● **GIVEN ENTRIES**
· · · · ·
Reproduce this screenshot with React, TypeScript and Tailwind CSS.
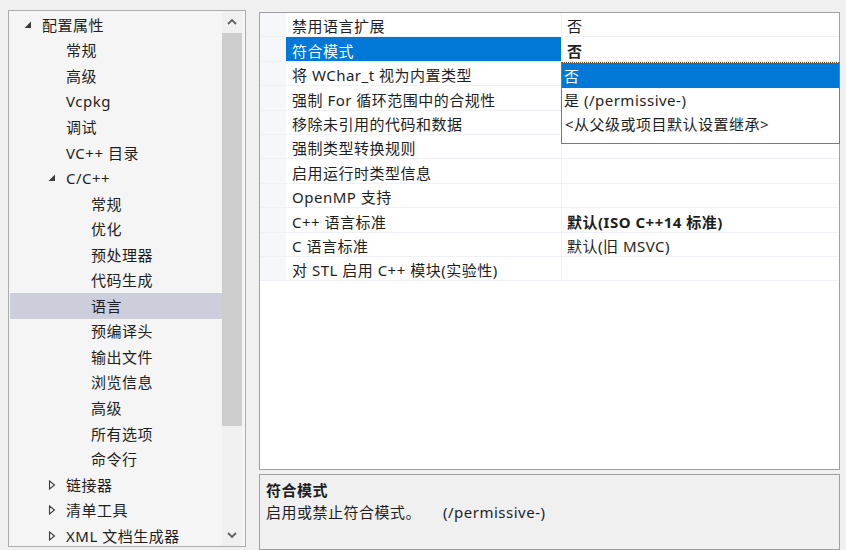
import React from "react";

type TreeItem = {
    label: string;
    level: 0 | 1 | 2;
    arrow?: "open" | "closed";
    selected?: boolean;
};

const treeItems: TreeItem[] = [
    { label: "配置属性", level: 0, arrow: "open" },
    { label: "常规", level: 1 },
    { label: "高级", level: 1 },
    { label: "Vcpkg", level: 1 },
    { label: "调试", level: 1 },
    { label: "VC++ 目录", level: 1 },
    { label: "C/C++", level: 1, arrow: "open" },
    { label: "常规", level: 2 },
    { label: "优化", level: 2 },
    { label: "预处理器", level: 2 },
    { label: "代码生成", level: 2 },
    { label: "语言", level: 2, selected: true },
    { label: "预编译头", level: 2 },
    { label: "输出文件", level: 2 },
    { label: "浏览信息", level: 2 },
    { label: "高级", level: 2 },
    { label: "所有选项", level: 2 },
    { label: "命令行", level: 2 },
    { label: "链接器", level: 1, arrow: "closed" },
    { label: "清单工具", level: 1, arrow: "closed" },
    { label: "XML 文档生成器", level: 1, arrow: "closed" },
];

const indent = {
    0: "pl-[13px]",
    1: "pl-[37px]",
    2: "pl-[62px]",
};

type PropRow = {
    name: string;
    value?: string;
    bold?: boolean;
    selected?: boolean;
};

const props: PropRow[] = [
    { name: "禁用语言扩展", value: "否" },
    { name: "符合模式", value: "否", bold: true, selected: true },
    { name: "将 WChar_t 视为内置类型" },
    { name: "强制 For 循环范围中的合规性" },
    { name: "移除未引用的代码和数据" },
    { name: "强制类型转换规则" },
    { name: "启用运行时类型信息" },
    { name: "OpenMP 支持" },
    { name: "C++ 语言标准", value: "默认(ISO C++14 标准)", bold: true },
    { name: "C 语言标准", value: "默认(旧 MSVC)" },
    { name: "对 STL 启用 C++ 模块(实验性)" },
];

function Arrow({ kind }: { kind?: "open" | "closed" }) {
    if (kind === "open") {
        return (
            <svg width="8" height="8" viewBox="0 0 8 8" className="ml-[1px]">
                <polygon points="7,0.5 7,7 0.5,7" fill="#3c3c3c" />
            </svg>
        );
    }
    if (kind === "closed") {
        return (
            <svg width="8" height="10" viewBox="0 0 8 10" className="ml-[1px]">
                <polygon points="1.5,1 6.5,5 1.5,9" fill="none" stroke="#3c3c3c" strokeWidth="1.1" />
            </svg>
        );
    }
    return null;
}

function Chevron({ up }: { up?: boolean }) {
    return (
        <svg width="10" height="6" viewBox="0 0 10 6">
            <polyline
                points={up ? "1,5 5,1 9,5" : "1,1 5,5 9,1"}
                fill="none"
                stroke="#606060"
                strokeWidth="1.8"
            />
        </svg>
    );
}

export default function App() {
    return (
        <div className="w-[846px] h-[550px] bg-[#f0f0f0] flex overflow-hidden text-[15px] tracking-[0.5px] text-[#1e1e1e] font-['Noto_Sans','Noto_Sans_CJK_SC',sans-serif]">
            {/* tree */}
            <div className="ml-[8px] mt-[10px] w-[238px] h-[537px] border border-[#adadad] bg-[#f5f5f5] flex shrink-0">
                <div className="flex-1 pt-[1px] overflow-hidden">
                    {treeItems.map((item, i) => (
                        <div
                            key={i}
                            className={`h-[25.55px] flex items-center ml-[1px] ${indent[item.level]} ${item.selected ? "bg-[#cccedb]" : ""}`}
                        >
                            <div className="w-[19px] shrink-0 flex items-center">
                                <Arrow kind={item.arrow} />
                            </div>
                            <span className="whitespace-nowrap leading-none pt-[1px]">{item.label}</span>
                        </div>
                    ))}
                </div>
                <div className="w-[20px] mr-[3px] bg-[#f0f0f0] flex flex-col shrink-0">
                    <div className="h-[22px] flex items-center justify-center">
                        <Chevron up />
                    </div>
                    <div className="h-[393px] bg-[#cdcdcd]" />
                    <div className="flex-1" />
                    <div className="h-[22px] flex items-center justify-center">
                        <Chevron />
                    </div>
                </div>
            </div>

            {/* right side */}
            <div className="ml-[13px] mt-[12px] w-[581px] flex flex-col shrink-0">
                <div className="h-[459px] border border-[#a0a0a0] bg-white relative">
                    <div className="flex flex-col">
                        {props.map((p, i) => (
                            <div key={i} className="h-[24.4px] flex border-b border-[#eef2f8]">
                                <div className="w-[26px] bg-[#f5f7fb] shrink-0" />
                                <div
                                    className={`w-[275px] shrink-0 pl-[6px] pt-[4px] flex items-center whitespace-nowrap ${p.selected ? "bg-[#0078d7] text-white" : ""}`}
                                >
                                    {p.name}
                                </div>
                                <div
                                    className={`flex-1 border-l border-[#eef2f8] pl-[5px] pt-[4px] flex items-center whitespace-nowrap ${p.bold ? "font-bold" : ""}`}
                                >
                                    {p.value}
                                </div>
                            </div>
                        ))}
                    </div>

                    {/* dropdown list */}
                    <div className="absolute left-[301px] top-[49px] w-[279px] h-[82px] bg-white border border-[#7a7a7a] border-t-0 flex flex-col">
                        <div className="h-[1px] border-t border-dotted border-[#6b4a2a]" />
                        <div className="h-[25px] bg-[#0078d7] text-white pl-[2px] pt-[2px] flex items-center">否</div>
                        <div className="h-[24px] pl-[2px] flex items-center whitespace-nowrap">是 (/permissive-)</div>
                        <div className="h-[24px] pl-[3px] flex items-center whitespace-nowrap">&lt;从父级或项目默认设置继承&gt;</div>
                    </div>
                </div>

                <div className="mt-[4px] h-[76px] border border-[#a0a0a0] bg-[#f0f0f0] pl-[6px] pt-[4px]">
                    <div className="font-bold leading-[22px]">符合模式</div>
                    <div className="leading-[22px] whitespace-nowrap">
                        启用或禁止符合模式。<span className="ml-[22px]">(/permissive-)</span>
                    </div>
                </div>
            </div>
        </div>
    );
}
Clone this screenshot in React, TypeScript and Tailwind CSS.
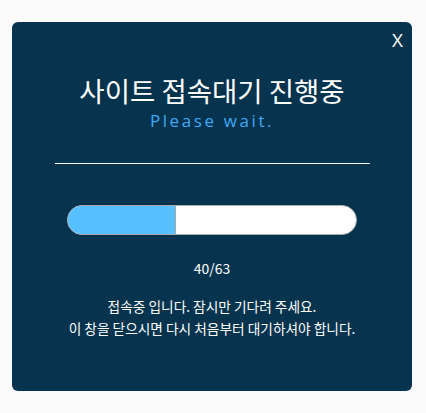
· · · · ·
● **WHAT YOU WILL DO**
Copy the material exactly. Do not include the pictures.

● **IN RESPONSE**
Reproduce this screenshot with React, TypeScript and Tailwind CSS.
import React from "react";

type TreeItem = {
    label: string;
    level: 0 | 1 | 2;
    arrow?: "open" | "closed";
    selected?: boolean;
};

const treeItems: TreeItem[] = [
    { label: "配置属性", level: 0, arrow: "open" },
    { label: "常规", level: 1 },
    { label: "高级", level: 1 },
    { label: "Vcpkg", level: 1 },
    { label: "调试", level: 1 },
    { label: "VC++ 目录", level: 1 },
    { label: "C/C++", level: 1, arrow: "open" },
    { label: "常规", level: 2 },
    { label: "优化", level: 2 },
    { label: "预处理器", level: 2 },
    { label: "代码生成", level: 2 },
    { label: "语言", level: 2, selected: true },
    { label: "预编译头", level: 2 },
    { label: "输出文件", level: 2 },
    { label: "浏览信息", level: 2 },
    { label: "高级", level: 2 },
    { label: "所有选项", level: 2 },
    { label: "命令行", level: 2 },
    { label: "链接器", level: 1, arrow: "closed" },
    { label: "清单工具", level: 1, arrow: "closed" },
    { label: "XML 文档生成器", level: 1, arrow: "closed" },
];

const indent = {
    0: "pl-[13px]",
    1: "pl-[37px]",
    2: "pl-[62px]",
};

type PropRow = {
    name: string;
    value?: string;
    bold?: boolean;
    selected?: boolean;
};

const props: PropRow[] = [
    { name: "禁用语言扩展", value: "否" },
    { name: "符合模式", value: "否", bold: true, selected: true },
    { name: "将 WChar_t 视为内置类型" },
    { name: "强制 For 循环范围中的合规性" },
    { name: "移除未引用的代码和数据" },
    { name: "强制类型转换规则" },
    { name: "启用运行时类型信息" },
    { name: "OpenMP 支持" },
    { name: "C++ 语言标准", value: "默认(ISO C++14 标准)", bold: true },
    { name: "C 语言标准", value: "默认(旧 MSVC)" },
    { name: "对 STL 启用 C++ 模块(实验性)" },
];

function Arrow({ kind }: { kind?: "open" | "closed" }) {
    if (kind === "open") {
        return (
            <svg width="8" height="8" viewBox="0 0 8 8" className="ml-[1px]">
                <polygon points="7,0.5 7,7 0.5,7" fill="#3c3c3c" />
            </svg>
        );
    }
    if (kind === "closed") {
        return (
            <svg width="8" height="10" viewBox="0 0 8 10" className="ml-[1px]">
                <polygon points="1.5,1 6.5,5 1.5,9" fill="none" stroke="#3c3c3c" strokeWidth="1.1" />
            </svg>
        );
    }
    return null;
}

function Chevron({ up }: { up?: boolean }) {
    return (
        <svg width="10" height="6" viewBox="0 0 10 6">
            <polyline
                points={up ? "1,5 5,1 9,5" : "1,1 5,5 9,1"}
                fill="none"
                stroke="#606060"
                strokeWidth="1.8"
            />
        </svg>
    );
}

export default function App() {
    return (
        <div className="w-[846px] h-[550px] bg-[#f0f0f0] flex overflow-hidden text-[15px] tracking-[0.5px] text-[#1e1e1e] font-['Noto_Sans','Noto_Sans_CJK_SC',sans-serif]">
            {/* tree */}
            <div className="ml-[8px] mt-[10px] w-[238px] h-[537px] border border-[#adadad] bg-[#f5f5f5] flex shrink-0">
                <div className="flex-1 pt-[1px] overflow-hidden">
                    {treeItems.map((item, i) => (
                        <div
                            key={i}
                            className={`h-[25.55px] flex items-center ml-[1px] ${indent[item.level]} ${item.selected ? "bg-[#cccedb]" : ""}`}
                        >
                            <div className="w-[19px] shrink-0 flex items-center">
                                <Arrow kind={item.arrow} />
                            </div>
                            <span className="whitespace-nowrap leading-none pt-[1px]">{item.label}</span>
                        </div>
                    ))}
                </div>
                <div className="w-[20px] mr-[3px] bg-[#f0f0f0] flex flex-col shrink-0">
                    <div className="h-[22px] flex items-center justify-center">
                        <Chevron up />
                    </div>
                    <div className="h-[393px] bg-[#cdcdcd]" />
                    <div className="flex-1" />
                    <div className="h-[22px] flex items-center justify-center">
                        <Chevron />
                    </div>
                </div>
            </div>

            {/* right side */}
            <div className="ml-[13px] mt-[12px] w-[581px] flex flex-col shrink-0">
                <div className="h-[459px] border border-[#a0a0a0] bg-white relative">
                    <div className="flex flex-col">
                        {props.map((p, i) => (
                            <div key={i} className="h-[24.4px] flex border-b border-[#eef2f8]">
                                <div className="w-[26px] bg-[#f5f7fb] shrink-0" />
                                <div
                                    className={`w-[275px] shrink-0 pl-[6px] pt-[4px] flex items-center whitespace-nowrap ${p.selected ? "bg-[#0078d7] text-white" : ""}`}
                                >
                                    {p.name}
                                </div>
                                <div
                                    className={`flex-1 border-l border-[#eef2f8] pl-[5px] pt-[4px] flex items-center whitespace-nowrap ${p.bold ? "font-bold" : ""}`}
                                >
                                    {p.value}
                                </div>
                            </div>
                        ))}
                    </div>

                    {/* dropdown list */}
                    <div className="absolute left-[301px] top-[49px] w-[279px] h-[82px] bg-white border border-[#7a7a7a] border-t-0 flex flex-col">
                        <div className="h-[1px] border-t border-dotted border-[#6b4a2a]" />
                        <div className="h-[25px] bg-[#0078d7] text-white pl-[2px] pt-[2px] flex items-center">否</div>
                        <div className="h-[24px] pl-[2px] flex items-center whitespace-nowrap">是 (/permissive-)</div>
                        <div className="h-[24px] pl-[3px] flex items-center whitespace-nowrap">&lt;从父级或项目默认设置继承&gt;</div>
                    </div>
                </div>

                <div className="mt-[4px] h-[76px] border border-[#a0a0a0] bg-[#f0f0f0] pl-[6px] pt-[4px]">
                    <div className="font-bold leading-[22px]">符合模式</div>
                    <div className="leading-[22px] whitespace-nowrap">
                        启用或禁止符合模式。<span className="ml-[22px]">(/permissive-)</span>
                    </div>
                </div>
            </div>
        </div>
    );
}
Clone this screenshot in React, TypeScript and Tailwind CSS.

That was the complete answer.